** BEGIN DATA TO USE **
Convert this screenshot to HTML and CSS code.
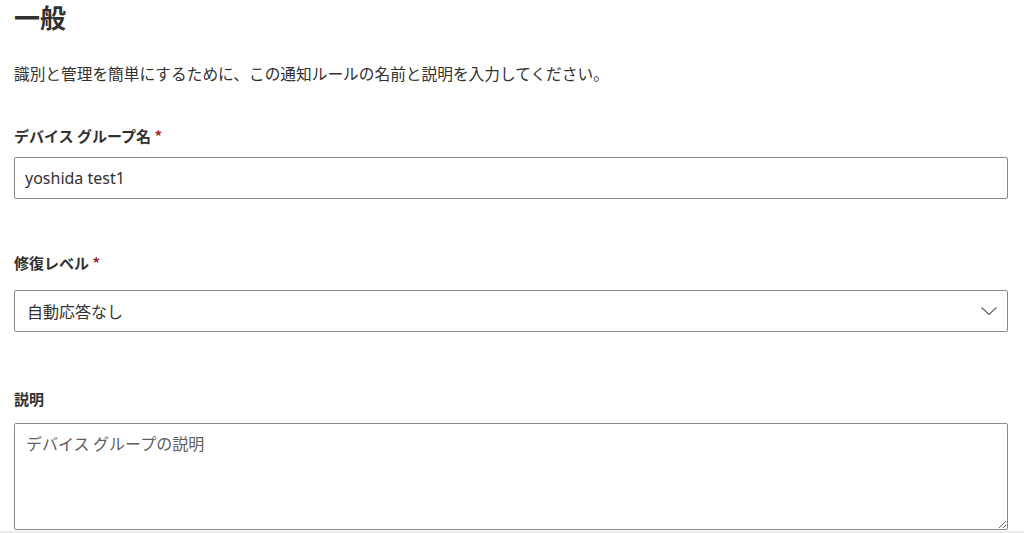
FILE: index.html
```html
<!DOCTYPE html>
<html lang="ja">
<head>
<meta charset="utf-8">
<title>一般</title>
<link rel="stylesheet" href="styles.css">
</head>
<body>
<main class="form">
  <h1 class="title">一般</h1>
  <p class="intro">識別と管理を簡単にするために、この通知ルールの名前と説明を入力してください。</p>

  <div class="field field-name">
    <label class="label required" for="name">デバイス グループ名</label>
    <input class="textbox" id="name" type="text" value="yoshida test1">
  </div>

  <div class="field field-level">
    <label class="label required">修復レベル</label>
    <div class="dropdown">
      <span class="dropdown-text">自動応答なし</span>
      <svg class="chevron" width="16" height="8" viewBox="0 0 16 8" aria-hidden="true"><path d="M0.5 0.5 L8 7.5 L15.5 0.5" fill="none" stroke="#605e5c" stroke-width="1.1"/></svg>
    </div>
  </div>

  <div class="field field-desc">
    <label class="label" for="desc">説明</label>
    <textarea class="textarea" id="desc" placeholder="デバイス グループの説明"></textarea>
  </div>
</main>
<div class="divider"></div>
</body>
</html>
```

FILE: styles.css
```css
html, body {
  margin: 0;
  padding: 0;
  background: #ffffff;
  overflow: hidden;
}
body {
  font-family: "Noto Sans", "Noto Sans CJK JP", sans-serif;
  color: #323130;
  height: 533px;
}
.form {
  padding: 0 16px 0 14px;
  display: flex;
  flex-direction: column;
}
.title {
  margin: 0;
  font-family: "Noto Sans CJK JP", sans-serif;
  font-size: 26px;
  line-height: 34px;
  font-weight: 700;
  color: #323130;
}
.intro {
  margin: 30px 0 0;
  font-family: "Noto Sans CJK JP", sans-serif;
  font-size: 15.7px;
  line-height: 20px;
  color: #323130;
}
.field {
  display: flex;
  flex-direction: column;
}
.field-name { margin-top: 42px; gap: 11px; }
.field-level { margin-top: 54px; gap: 17px; }
.field-desc { margin-top: 57px; gap: 14px; }
.label {
  font-family: "Noto Sans CJK JP", sans-serif;
  font-size: 15px;
  line-height: 20px;
  font-weight: 700;
  color: #323130;
}
.required::after {
  content: " *";
  color: #a4262c;
}
.textbox, .dropdown, .textarea {
  box-sizing: border-box;
  width: 100%;
  border: 1px solid #8a8886;
  border-radius: 2px;
  background: #ffffff;
  font-family: "Noto Sans", "Noto Sans CJK JP", sans-serif;
  font-size: 16px;
  color: #323130;
  margin: 0;
}
.textbox {
  height: 42px;
  padding: 0 10px;
  outline: none;
}
.dropdown {
  height: 42px;
  padding: 0 10px 0 12px;
  display: flex;
  align-items: center;
  justify-content: space-between;
}
.dropdown-text {
  font-family: "Noto Sans CJK JP", sans-serif;
  font-size: 16px;
}
.chevron {
  display: block;
}
.textarea {
  height: 107px;
  padding: 8px 11px;
  line-height: 22px;
  resize: vertical;
  font-family: "Noto Sans CJK JP", sans-serif;
  outline: none;
}
.textarea::placeholder {
  color: #605e5c;
  opacity: 1;
}
.divider {
  height: 2px;
  margin-top: 1px;
  background: #edebe9;
}
```
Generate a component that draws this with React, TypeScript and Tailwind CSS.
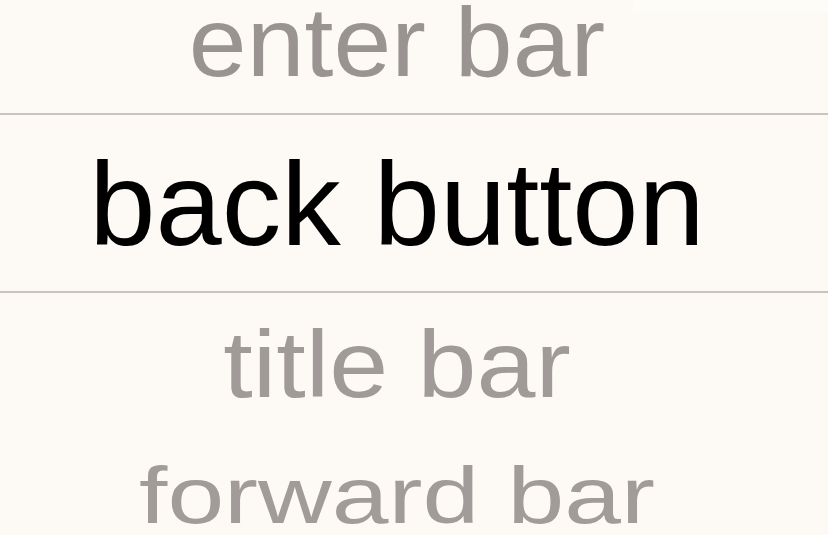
** END DATA TO USE **
SHORT TASK: Strip out the pictures and quote the remaining data word for word.

OUTPUT FOR THIS TASK:
Convert this screenshot to HTML and CSS code.
FILE: index.html
```html
<!DOCTYPE html>
<html lang="ja">
<head>
<meta charset="utf-8">
<title>一般</title>
<link rel="stylesheet" href="styles.css">
</head>
<body>
<main class="form">
  <h1 class="title">一般</h1>
  <p class="intro">識別と管理を簡単にするために、この通知ルールの名前と説明を入力してください。</p>

  <div class="field field-name">
    <label class="label required" for="name">デバイス グループ名</label>
    <input class="textbox" id="name" type="text" value="yoshida test1">
  </div>

  <div class="field field-level">
    <label class="label required">修復レベル</label>
    <div class="dropdown">
      <span class="dropdown-text">自動応答なし</span>
      <svg class="chevron" width="16" height="8" viewBox="0 0 16 8" aria-hidden="true"><path d="M0.5 0.5 L8 7.5 L15.5 0.5" fill="none" stroke="#605e5c" stroke-width="1.1"/></svg>
    </div>
  </div>

  <div class="field field-desc">
    <label class="label" for="desc">説明</label>
    <textarea class="textarea" id="desc" placeholder="デバイス グループの説明"></textarea>
  </div>
</main>
<div class="divider"></div>
</body>
</html>
```

FILE: styles.css
```css
html, body {
  margin: 0;
  padding: 0;
  background: #ffffff;
  overflow: hidden;
}
body {
  font-family: "Noto Sans", "Noto Sans CJK JP", sans-serif;
  color: #323130;
  height: 533px;
}
.form {
  padding: 0 16px 0 14px;
  display: flex;
  flex-direction: column;
}
.title {
  margin: 0;
  font-family: "Noto Sans CJK JP", sans-serif;
  font-size: 26px;
  line-height: 34px;
  font-weight: 700;
  color: #323130;
}
.intro {
  margin: 30px 0 0;
  font-family: "Noto Sans CJK JP", sans-serif;
  font-size: 15.7px;
  line-height: 20px;
  color: #323130;
}
.field {
  display: flex;
  flex-direction: column;
}
.field-name { margin-top: 42px; gap: 11px; }
.field-level { margin-top: 54px; gap: 17px; }
.field-desc { margin-top: 57px; gap: 14px; }
.label {
  font-family: "Noto Sans CJK JP", sans-serif;
  font-size: 15px;
  line-height: 20px;
  font-weight: 700;
  color: #323130;
}
.required::after {
  content: " *";
  color: #a4262c;
}
.textbox, .dropdown, .textarea {
  box-sizing: border-box;
  width: 100%;
  border: 1px solid #8a8886;
  border-radius: 2px;
  background: #ffffff;
  font-family: "Noto Sans", "Noto Sans CJK JP", sans-serif;
  font-size: 16px;
  color: #323130;
  margin: 0;
}
.textbox {
  height: 42px;
  padding: 0 10px;
  outline: none;
}
.dropdown {
  height: 42px;
  padding: 0 10px 0 12px;
  display: flex;
  align-items: center;
  justify-content: space-between;
}
.dropdown-text {
  font-family: "Noto Sans CJK JP", sans-serif;
  font-size: 16px;
}
.chevron {
  display: block;
}
.textarea {
  height: 107px;
  padding: 8px 11px;
  line-height: 22px;
  resize: vertical;
  font-family: "Noto Sans CJK JP", sans-serif;
  outline: none;
}
.textarea::placeholder {
  color: #605e5c;
  opacity: 1;
}
.divider {
  height: 2px;
  margin-top: 1px;
  background: #edebe9;
}
```
Generate a component that draws this with React, TypeScript and Tailwind CSS.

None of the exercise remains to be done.